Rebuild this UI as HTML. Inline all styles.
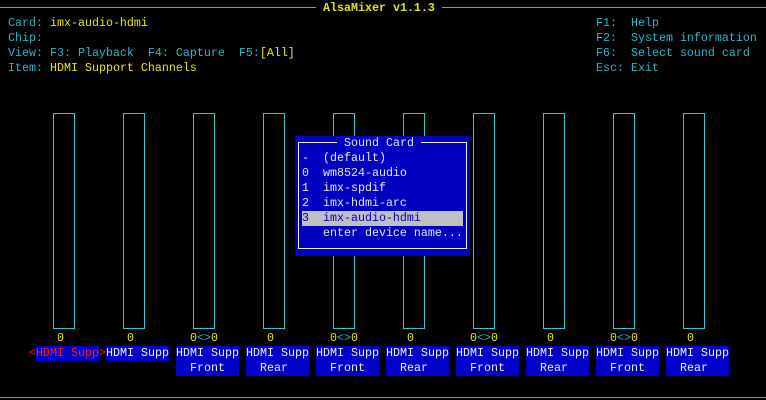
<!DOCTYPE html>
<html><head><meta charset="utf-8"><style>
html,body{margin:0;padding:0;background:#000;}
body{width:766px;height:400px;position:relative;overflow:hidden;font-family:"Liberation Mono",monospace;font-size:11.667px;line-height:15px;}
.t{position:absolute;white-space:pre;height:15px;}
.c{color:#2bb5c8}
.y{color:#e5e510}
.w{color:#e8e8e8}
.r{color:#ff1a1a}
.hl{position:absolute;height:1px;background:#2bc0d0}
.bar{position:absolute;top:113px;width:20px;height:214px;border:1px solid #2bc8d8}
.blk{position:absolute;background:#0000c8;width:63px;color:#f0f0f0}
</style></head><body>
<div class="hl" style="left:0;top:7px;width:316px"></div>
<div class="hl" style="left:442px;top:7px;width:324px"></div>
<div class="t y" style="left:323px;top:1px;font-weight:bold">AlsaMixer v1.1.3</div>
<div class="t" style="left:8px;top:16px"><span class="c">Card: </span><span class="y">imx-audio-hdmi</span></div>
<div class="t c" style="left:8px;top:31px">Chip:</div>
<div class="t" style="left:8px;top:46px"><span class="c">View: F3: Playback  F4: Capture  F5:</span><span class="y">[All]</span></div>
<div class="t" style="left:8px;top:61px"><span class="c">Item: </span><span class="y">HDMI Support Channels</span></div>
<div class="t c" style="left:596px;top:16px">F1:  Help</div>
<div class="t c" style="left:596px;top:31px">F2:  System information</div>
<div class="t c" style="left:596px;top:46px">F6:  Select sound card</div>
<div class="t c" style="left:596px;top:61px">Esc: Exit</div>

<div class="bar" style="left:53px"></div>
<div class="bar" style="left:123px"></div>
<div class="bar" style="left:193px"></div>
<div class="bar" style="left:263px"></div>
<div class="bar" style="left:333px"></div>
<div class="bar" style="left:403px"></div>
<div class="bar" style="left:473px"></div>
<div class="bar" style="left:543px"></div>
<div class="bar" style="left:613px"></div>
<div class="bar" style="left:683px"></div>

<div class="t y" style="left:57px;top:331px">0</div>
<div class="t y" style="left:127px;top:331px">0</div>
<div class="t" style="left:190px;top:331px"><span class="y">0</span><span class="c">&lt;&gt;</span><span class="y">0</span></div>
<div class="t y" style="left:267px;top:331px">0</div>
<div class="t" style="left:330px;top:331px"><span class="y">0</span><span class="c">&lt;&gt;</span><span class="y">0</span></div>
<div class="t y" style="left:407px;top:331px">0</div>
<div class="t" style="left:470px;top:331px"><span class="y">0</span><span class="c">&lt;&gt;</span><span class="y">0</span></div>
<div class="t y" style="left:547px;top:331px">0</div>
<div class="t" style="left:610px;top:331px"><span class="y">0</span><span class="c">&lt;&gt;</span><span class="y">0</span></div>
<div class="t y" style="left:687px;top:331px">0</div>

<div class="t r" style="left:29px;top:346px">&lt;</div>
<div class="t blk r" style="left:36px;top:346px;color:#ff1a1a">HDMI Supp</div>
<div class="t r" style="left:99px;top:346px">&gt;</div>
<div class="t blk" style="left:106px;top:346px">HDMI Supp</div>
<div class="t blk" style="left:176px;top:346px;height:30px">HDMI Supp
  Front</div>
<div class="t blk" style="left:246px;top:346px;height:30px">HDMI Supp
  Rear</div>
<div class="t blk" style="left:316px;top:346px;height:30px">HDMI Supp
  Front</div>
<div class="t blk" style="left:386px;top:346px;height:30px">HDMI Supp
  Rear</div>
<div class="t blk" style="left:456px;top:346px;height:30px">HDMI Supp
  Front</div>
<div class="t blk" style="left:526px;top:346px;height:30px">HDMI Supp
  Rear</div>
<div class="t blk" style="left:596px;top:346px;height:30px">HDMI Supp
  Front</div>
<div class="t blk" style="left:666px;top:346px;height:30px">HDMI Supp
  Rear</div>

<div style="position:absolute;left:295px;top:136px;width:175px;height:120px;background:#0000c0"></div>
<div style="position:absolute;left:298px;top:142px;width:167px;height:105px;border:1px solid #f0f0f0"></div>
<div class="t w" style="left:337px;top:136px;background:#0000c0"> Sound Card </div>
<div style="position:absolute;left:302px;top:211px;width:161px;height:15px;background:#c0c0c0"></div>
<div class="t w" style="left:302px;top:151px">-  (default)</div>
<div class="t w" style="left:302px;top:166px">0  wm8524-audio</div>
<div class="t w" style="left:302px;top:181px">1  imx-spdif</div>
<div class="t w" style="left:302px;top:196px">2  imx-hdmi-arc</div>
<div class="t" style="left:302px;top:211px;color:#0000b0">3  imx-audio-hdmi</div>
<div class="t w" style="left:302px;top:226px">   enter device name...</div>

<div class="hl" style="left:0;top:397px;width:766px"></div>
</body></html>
━━━━━━━━
** WRITTEN PROBLEM **
Take the data above and repeat it exactly, leaving each picture out.

** RESPONSE TO THE TASK **
Rebuild this UI as HTML. Inline all styles.
<!DOCTYPE html>
<html><head><meta charset="utf-8"><style>
html,body{margin:0;padding:0;background:#000;}
body{width:766px;height:400px;position:relative;overflow:hidden;font-family:"Liberation Mono",monospace;font-size:11.667px;line-height:15px;}
.t{position:absolute;white-space:pre;height:15px;}
.c{color:#2bb5c8}
.y{color:#e5e510}
.w{color:#e8e8e8}
.r{color:#ff1a1a}
.hl{position:absolute;height:1px;background:#2bc0d0}
.bar{position:absolute;top:113px;width:20px;height:214px;border:1px solid #2bc8d8}
.blk{position:absolute;background:#0000c8;width:63px;color:#f0f0f0}
</style></head><body>
<div class="hl" style="left:0;top:7px;width:316px"></div>
<div class="hl" style="left:442px;top:7px;width:324px"></div>
<div class="t y" style="left:323px;top:1px;font-weight:bold">AlsaMixer v1.1.3</div>
<div class="t" style="left:8px;top:16px"><span class="c">Card: </span><span class="y">imx-audio-hdmi</span></div>
<div class="t c" style="left:8px;top:31px">Chip:</div>
<div class="t" style="left:8px;top:46px"><span class="c">View: F3: Playback  F4: Capture  F5:</span><span class="y">[All]</span></div>
<div class="t" style="left:8px;top:61px"><span class="c">Item: </span><span class="y">HDMI Support Channels</span></div>
<div class="t c" style="left:596px;top:16px">F1:  Help</div>
<div class="t c" style="left:596px;top:31px">F2:  System information</div>
<div class="t c" style="left:596px;top:46px">F6:  Select sound card</div>
<div class="t c" style="left:596px;top:61px">Esc: Exit</div>

<div class="bar" style="left:53px"></div>
<div class="bar" style="left:123px"></div>
<div class="bar" style="left:193px"></div>
<div class="bar" style="left:263px"></div>
<div class="bar" style="left:333px"></div>
<div class="bar" style="left:403px"></div>
<div class="bar" style="left:473px"></div>
<div class="bar" style="left:543px"></div>
<div class="bar" style="left:613px"></div>
<div class="bar" style="left:683px"></div>

<div class="t y" style="left:57px;top:331px">0</div>
<div class="t y" style="left:127px;top:331px">0</div>
<div class="t" style="left:190px;top:331px"><span class="y">0</span><span class="c">&lt;&gt;</span><span class="y">0</span></div>
<div class="t y" style="left:267px;top:331px">0</div>
<div class="t" style="left:330px;top:331px"><span class="y">0</span><span class="c">&lt;&gt;</span><span class="y">0</span></div>
<div class="t y" style="left:407px;top:331px">0</div>
<div class="t" style="left:470px;top:331px"><span class="y">0</span><span class="c">&lt;&gt;</span><span class="y">0</span></div>
<div class="t y" style="left:547px;top:331px">0</div>
<div class="t" style="left:610px;top:331px"><span class="y">0</span><span class="c">&lt;&gt;</span><span class="y">0</span></div>
<div class="t y" style="left:687px;top:331px">0</div>

<div class="t r" style="left:29px;top:346px">&lt;</div>
<div class="t blk r" style="left:36px;top:346px;color:#ff1a1a">HDMI Supp</div>
<div class="t r" style="left:99px;top:346px">&gt;</div>
<div class="t blk" style="left:106px;top:346px">HDMI Supp</div>
<div class="t blk" style="left:176px;top:346px;height:30px">HDMI Supp
  Front</div>
<div class="t blk" style="left:246px;top:346px;height:30px">HDMI Supp
  Rear</div>
<div class="t blk" style="left:316px;top:346px;height:30px">HDMI Supp
  Front</div>
<div class="t blk" style="left:386px;top:346px;height:30px">HDMI Supp
  Rear</div>
<div class="t blk" style="left:456px;top:346px;height:30px">HDMI Supp
  Front</div>
<div class="t blk" style="left:526px;top:346px;height:30px">HDMI Supp
  Rear</div>
<div class="t blk" style="left:596px;top:346px;height:30px">HDMI Supp
  Front</div>
<div class="t blk" style="left:666px;top:346px;height:30px">HDMI Supp
  Rear</div>

<div style="position:absolute;left:295px;top:136px;width:175px;height:120px;background:#0000c0"></div>
<div style="position:absolute;left:298px;top:142px;width:167px;height:105px;border:1px solid #f0f0f0"></div>
<div class="t w" style="left:337px;top:136px;background:#0000c0"> Sound Card </div>
<div style="position:absolute;left:302px;top:211px;width:161px;height:15px;background:#c0c0c0"></div>
<div class="t w" style="left:302px;top:151px">-  (default)</div>
<div class="t w" style="left:302px;top:166px">0  wm8524-audio</div>
<div class="t w" style="left:302px;top:181px">1  imx-spdif</div>
<div class="t w" style="left:302px;top:196px">2  imx-hdmi-arc</div>
<div class="t" style="left:302px;top:211px;color:#0000b0">3  imx-audio-hdmi</div>
<div class="t w" style="left:302px;top:226px">   enter device name...</div>

<div class="hl" style="left:0;top:397px;width:766px"></div>
</body></html>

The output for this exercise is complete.